Given task
Transcribe the material exactly. Images do not belong in the copy.
━━━━━━━━━━━━━━━━━━━━━━━━━━━━━━
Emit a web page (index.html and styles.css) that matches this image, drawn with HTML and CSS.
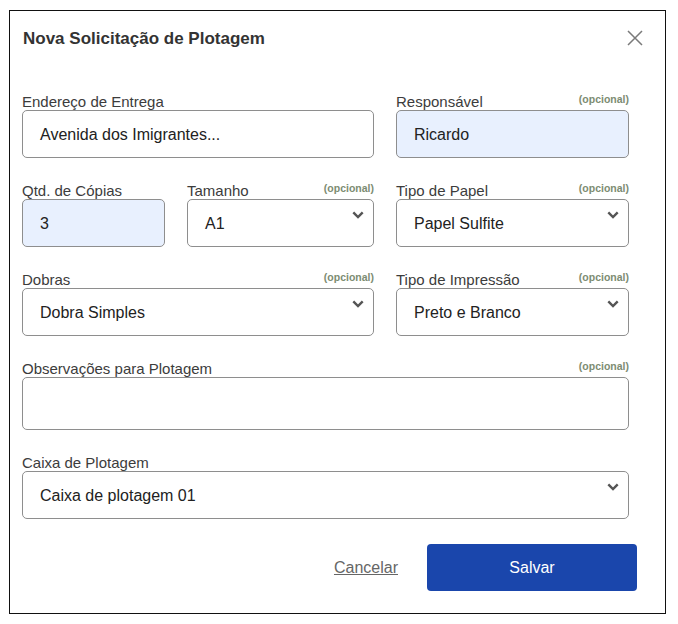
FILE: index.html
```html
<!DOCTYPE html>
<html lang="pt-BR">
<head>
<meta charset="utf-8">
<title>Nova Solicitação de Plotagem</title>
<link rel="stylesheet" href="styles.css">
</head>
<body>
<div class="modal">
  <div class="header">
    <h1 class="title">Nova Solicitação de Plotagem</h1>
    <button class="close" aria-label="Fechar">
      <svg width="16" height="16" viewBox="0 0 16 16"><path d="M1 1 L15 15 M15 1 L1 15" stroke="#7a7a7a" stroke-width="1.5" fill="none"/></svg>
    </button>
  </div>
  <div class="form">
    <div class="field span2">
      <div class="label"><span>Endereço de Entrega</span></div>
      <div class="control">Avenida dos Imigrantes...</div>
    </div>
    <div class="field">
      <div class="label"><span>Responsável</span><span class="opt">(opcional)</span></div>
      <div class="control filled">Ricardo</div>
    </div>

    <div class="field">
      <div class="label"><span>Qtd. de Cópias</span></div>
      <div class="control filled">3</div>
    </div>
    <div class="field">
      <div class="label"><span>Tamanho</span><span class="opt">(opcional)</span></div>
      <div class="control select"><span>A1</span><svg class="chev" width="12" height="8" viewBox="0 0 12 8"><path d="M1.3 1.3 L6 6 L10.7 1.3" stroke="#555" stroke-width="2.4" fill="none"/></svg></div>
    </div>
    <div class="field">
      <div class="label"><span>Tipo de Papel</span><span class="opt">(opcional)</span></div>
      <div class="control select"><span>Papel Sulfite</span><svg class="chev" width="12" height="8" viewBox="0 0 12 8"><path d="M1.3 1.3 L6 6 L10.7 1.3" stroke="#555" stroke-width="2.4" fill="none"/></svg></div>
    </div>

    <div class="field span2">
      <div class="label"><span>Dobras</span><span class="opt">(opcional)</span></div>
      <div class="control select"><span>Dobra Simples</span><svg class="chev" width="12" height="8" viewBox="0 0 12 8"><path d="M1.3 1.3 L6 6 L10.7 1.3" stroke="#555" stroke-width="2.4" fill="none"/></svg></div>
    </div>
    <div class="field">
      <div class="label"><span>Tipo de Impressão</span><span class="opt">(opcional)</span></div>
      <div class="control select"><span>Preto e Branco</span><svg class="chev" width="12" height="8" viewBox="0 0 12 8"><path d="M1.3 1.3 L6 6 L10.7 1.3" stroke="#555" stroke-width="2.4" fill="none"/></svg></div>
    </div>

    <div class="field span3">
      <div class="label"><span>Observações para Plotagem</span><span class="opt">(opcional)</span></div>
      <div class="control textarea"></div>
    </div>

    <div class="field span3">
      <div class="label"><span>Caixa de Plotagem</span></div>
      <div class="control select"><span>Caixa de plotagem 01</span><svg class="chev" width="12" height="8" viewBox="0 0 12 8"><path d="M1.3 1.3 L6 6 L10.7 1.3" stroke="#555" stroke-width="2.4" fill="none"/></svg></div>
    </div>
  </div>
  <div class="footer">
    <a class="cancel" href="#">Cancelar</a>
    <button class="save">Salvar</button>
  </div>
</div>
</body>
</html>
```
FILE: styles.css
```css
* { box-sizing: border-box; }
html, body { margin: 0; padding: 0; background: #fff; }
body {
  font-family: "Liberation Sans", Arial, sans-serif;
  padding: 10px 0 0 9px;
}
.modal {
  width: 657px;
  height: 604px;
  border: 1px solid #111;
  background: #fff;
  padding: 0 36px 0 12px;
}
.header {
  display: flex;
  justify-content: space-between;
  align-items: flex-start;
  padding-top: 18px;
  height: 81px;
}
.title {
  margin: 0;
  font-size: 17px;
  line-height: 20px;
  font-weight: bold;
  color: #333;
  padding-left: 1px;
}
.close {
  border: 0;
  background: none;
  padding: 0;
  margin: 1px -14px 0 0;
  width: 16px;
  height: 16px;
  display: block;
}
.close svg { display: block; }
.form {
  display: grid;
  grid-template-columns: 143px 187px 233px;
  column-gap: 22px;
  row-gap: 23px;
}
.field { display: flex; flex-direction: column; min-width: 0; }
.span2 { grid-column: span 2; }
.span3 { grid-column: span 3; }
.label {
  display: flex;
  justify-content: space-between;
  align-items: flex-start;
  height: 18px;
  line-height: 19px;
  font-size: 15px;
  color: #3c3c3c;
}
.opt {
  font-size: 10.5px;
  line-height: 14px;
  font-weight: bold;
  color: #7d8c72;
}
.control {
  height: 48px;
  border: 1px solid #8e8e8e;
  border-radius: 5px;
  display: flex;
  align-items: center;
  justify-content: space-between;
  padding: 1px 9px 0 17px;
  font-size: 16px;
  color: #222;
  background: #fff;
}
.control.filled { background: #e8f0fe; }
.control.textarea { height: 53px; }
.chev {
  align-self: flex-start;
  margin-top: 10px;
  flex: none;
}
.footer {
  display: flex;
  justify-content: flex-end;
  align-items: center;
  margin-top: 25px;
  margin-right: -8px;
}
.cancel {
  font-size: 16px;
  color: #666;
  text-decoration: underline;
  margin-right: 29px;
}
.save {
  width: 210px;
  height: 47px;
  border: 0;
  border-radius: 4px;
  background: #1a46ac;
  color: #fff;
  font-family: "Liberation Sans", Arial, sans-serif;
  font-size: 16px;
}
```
━━━━━━━━━━━━━━━━━━━━━━━━━━━━━━
Written solution
Emit a web page (index.html and styles.css) that matches this image, drawn with HTML and CSS.
FILE: index.html
```html
<!DOCTYPE html>
<html lang="pt-BR">
<head>
<meta charset="utf-8">
<title>Nova Solicitação de Plotagem</title>
<link rel="stylesheet" href="styles.css">
</head>
<body>
<div class="modal">
  <div class="header">
    <h1 class="title">Nova Solicitação de Plotagem</h1>
    <button class="close" aria-label="Fechar">
      <svg width="16" height="16" viewBox="0 0 16 16"><path d="M1 1 L15 15 M15 1 L1 15" stroke="#7a7a7a" stroke-width="1.5" fill="none"/></svg>
    </button>
  </div>
  <div class="form">
    <div class="field span2">
      <div class="label"><span>Endereço de Entrega</span></div>
      <div class="control">Avenida dos Imigrantes...</div>
    </div>
    <div class="field">
      <div class="label"><span>Responsável</span><span class="opt">(opcional)</span></div>
      <div class="control filled">Ricardo</div>
    </div>

    <div class="field">
      <div class="label"><span>Qtd. de Cópias</span></div>
      <div class="control filled">3</div>
    </div>
    <div class="field">
      <div class="label"><span>Tamanho</span><span class="opt">(opcional)</span></div>
      <div class="control select"><span>A1</span><svg class="chev" width="12" height="8" viewBox="0 0 12 8"><path d="M1.3 1.3 L6 6 L10.7 1.3" stroke="#555" stroke-width="2.4" fill="none"/></svg></div>
    </div>
    <div class="field">
      <div class="label"><span>Tipo de Papel</span><span class="opt">(opcional)</span></div>
      <div class="control select"><span>Papel Sulfite</span><svg class="chev" width="12" height="8" viewBox="0 0 12 8"><path d="M1.3 1.3 L6 6 L10.7 1.3" stroke="#555" stroke-width="2.4" fill="none"/></svg></div>
    </div>

    <div class="field span2">
      <div class="label"><span>Dobras</span><span class="opt">(opcional)</span></div>
      <div class="control select"><span>Dobra Simples</span><svg class="chev" width="12" height="8" viewBox="0 0 12 8"><path d="M1.3 1.3 L6 6 L10.7 1.3" stroke="#555" stroke-width="2.4" fill="none"/></svg></div>
    </div>
    <div class="field">
      <div class="label"><span>Tipo de Impressão</span><span class="opt">(opcional)</span></div>
      <div class="control select"><span>Preto e Branco</span><svg class="chev" width="12" height="8" viewBox="0 0 12 8"><path d="M1.3 1.3 L6 6 L10.7 1.3" stroke="#555" stroke-width="2.4" fill="none"/></svg></div>
    </div>

    <div class="field span3">
      <div class="label"><span>Observações para Plotagem</span><span class="opt">(opcional)</span></div>
      <div class="control textarea"></div>
    </div>

    <div class="field span3">
      <div class="label"><span>Caixa de Plotagem</span></div>
      <div class="control select"><span>Caixa de plotagem 01</span><svg class="chev" width="12" height="8" viewBox="0 0 12 8"><path d="M1.3 1.3 L6 6 L10.7 1.3" stroke="#555" stroke-width="2.4" fill="none"/></svg></div>
    </div>
  </div>
  <div class="footer">
    <a class="cancel" href="#">Cancelar</a>
    <button class="save">Salvar</button>
  </div>
</div>
</body>
</html>
```
FILE: styles.css
```css
* { box-sizing: border-box; }
html, body { margin: 0; padding: 0; background: #fff; }
body {
  font-family: "Liberation Sans", Arial, sans-serif;
  padding: 10px 0 0 9px;
}
.modal {
  width: 657px;
  height: 604px;
  border: 1px solid #111;
  background: #fff;
  padding: 0 36px 0 12px;
}
.header {
  display: flex;
  justify-content: space-between;
  align-items: flex-start;
  padding-top: 18px;
  height: 81px;
}
.title {
  margin: 0;
  font-size: 17px;
  line-height: 20px;
  font-weight: bold;
  color: #333;
  padding-left: 1px;
}
.close {
  border: 0;
  background: none;
  padding: 0;
  margin: 1px -14px 0 0;
  width: 16px;
  height: 16px;
  display: block;
}
.close svg { display: block; }
.form {
  display: grid;
  grid-template-columns: 143px 187px 233px;
  column-gap: 22px;
  row-gap: 23px;
}
.field { display: flex; flex-direction: column; min-width: 0; }
.span2 { grid-column: span 2; }
.span3 { grid-column: span 3; }
.label {
  display: flex;
  justify-content: space-between;
  align-items: flex-start;
  height: 18px;
  line-height: 19px;
  font-size: 15px;
  color: #3c3c3c;
}
.opt {
  font-size: 10.5px;
  line-height: 14px;
  font-weight: bold;
  color: #7d8c72;
}
.control {
  height: 48px;
  border: 1px solid #8e8e8e;
  border-radius: 5px;
  display: flex;
  align-items: center;
  justify-content: space-between;
  padding: 1px 9px 0 17px;
  font-size: 16px;
  color: #222;
  background: #fff;
}
.control.filled { background: #e8f0fe; }
.control.textarea { height: 53px; }
.chev {
  align-self: flex-start;
  margin-top: 10px;
  flex: none;
}
.footer {
  display: flex;
  justify-content: flex-end;
  align-items: center;
  margin-top: 25px;
  margin-right: -8px;
}
.cancel {
  font-size: 16px;
  color: #666;
  text-decoration: underline;
  margin-right: 29px;
}
.save {
  width: 210px;
  height: 47px;
  border: 0;
  border-radius: 4px;
  background: #1a46ac;
  color: #fff;
  font-family: "Liberation Sans", Arial, sans-serif;
  font-size: 16px;
}
```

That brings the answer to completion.